Intonation is a crucial element or verbal interaction. Authors of teacher’s handbooks and teaching materials agree on this. The communicative importance of intonation should also be reflected in the attention it gets in language teaching.

There are different ways in which human sound is processed. The idea to emphasis is that all this is done in order to communicate.
Intonation is often defined as a speech melody, consisting of different tones, obviously, what melody and intonation have in common is that in both we make our voice go up or down at will. It means, the tones depend on the pitch of the voice.

There are seven or eight tones but the more commons in English are the follow combinations:”down – up”= falling rising tone and “up – down “= rising – falling.






The classic example of intonation is the question-statement distinction. For example, northeastern American English, like very many languages, have a rising intonation for each declarative questions (He found it on the street?), and a falling intonation for wh-questions (Where did he find it?) and statement (He found it on the street.) Yes or no question (Did he find it on the street?) often have a rising end, but not always, For example.
He: ready?

1 comment:

  1. Thanks for your post, Liliana and Ivan. The background info at the beginning is interesting, and it's useful to know about the different intonation patterns that are used in English. It might have been a good idea to include a diagram or link to illustrate the different intonation patterns.

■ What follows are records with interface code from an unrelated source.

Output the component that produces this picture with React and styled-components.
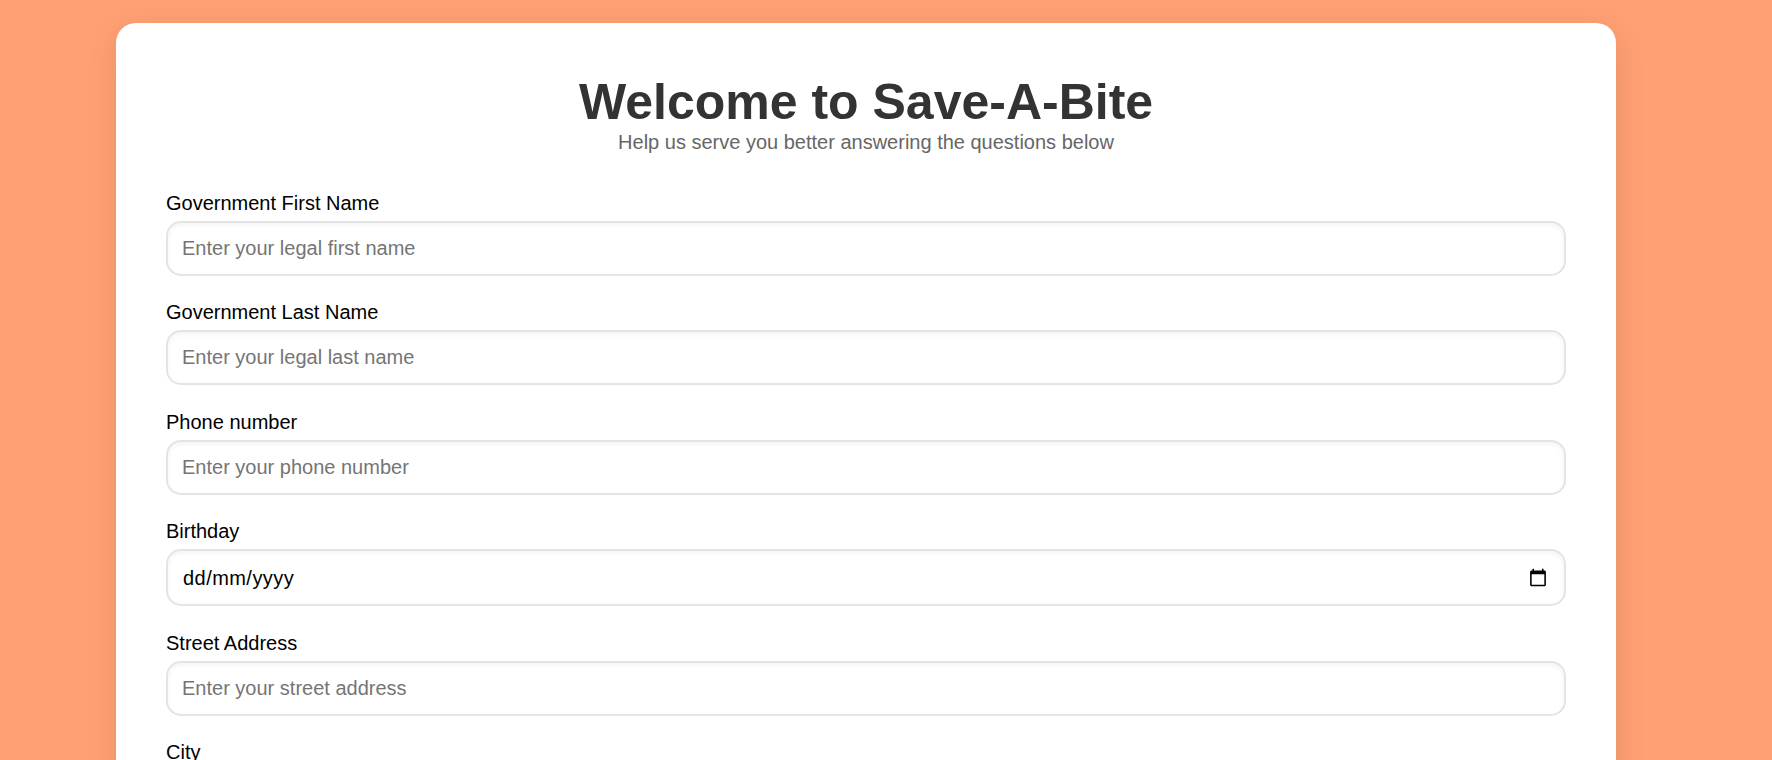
import React from "react";
import styled, { createGlobalStyle } from "styled-components";

const Global = createGlobalStyle`
  * { box-sizing: border-box; }
  html, body { margin: 0; padding: 0; background: #ffa073; }
  body { font-family: "Liberation Sans", Arial, sans-serif; padding: 23px 40px 40px 0; }
`;

const Card = styled.main`
  width: 1500px;
  margin: 0 auto;
  padding: 50px;
  background: #fff;
  border-radius: 20px;
  box-shadow: 0 8px 32px rgba(0, 0, 0, 0.1);
`;

const Header = styled.header`
  text-align: center;
  margin-bottom: 38px;
`;

const Title = styled.h1`
  margin: 0;
  font-size: 50px;
  line-height: 58px;
  font-weight: 700;
  color: #333;
`;

const Subtitle = styled.p`
  margin: 0;
  font-size: 20px;
  line-height: 23px;
  color: #666;
`;

const Form = styled.form`
  display: flex;
  flex-direction: column;
  gap: 25.4px;
`;

const Field = styled.div`
  display: flex;
  flex-direction: column;
  position: relative;
`;

const Label = styled.label`
  font-size: 20px;
  line-height: 23px;
  margin-bottom: 6px;
  color: #000;
`;

const Input = styled.input`
  width: 100%;
  padding: 14px;
  font: 20px "Liberation Sans", Arial, sans-serif;
  color: #000;
  background: #fff;
  border: 2px solid #e4e4e4;
  border-radius: 15px;
  box-shadow: inset 0 2px 5px rgba(0, 0, 0, 0.05);
  &::placeholder { color: #757575; opacity: 1; }
  &::-webkit-datetime-edit { visibility: hidden; }
`;

const DateHint = styled.span`
  position: absolute;
  left: 17px;
  bottom: 16px;
  font-size: 20px;
  line-height: 23px;
  letter-spacing: 0.45px;
  color: #000;
  pointer-events: none;
`;

const fields = [
  ["Government First Name", "text", "Enter your legal first name"],
  ["Government Last Name", "text", "Enter your legal last name"],
  ["Phone number", "tel", "Enter your phone number"],
  ["Birthday", "date", ""],
  ["Street Address", "text", "Enter your street address"],
  ["City", "text", "Enter your city"],
];

export default function App() {
  return (
    <>
      <Global />
      <Card>
        <Header>
          <Title>Welcome to Save-A-Bite</Title>
          <Subtitle>Help us serve you better answering the questions below</Subtitle>
        </Header>
        <Form>
          {fields.map(([label, type, placeholder]) => (
            <Field key={label}>
              <Label>{label}</Label>
              <Input type={type} placeholder={placeholder} />
              {type === "date" && <DateHint>dd/mm/yyyy</DateHint>}
            </Field>
          ))}
        </Form>
      </Card>
    </>
  );
}
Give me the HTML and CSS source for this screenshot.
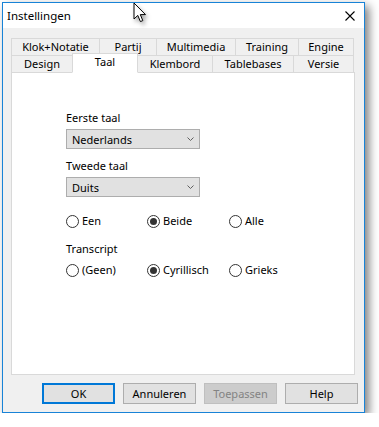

    The section about questions, taken from Wikipedia, brings up the issue that there are different intonation patterns in different types of questions. Remember that, as we saw in class, it is often better to divide questions into finding out questions and checking questions. Finding out questions, which are used to acquire new information, usually have falling intonation. Checking questions, which are used to verify, usually have rising intonation.

    One tiny thing more: if anyone wants to open the last link (which has some useful exercises for practising intonation), please note that the link if missing an 'f' on the end of the URL (i.e. it ends .pdf).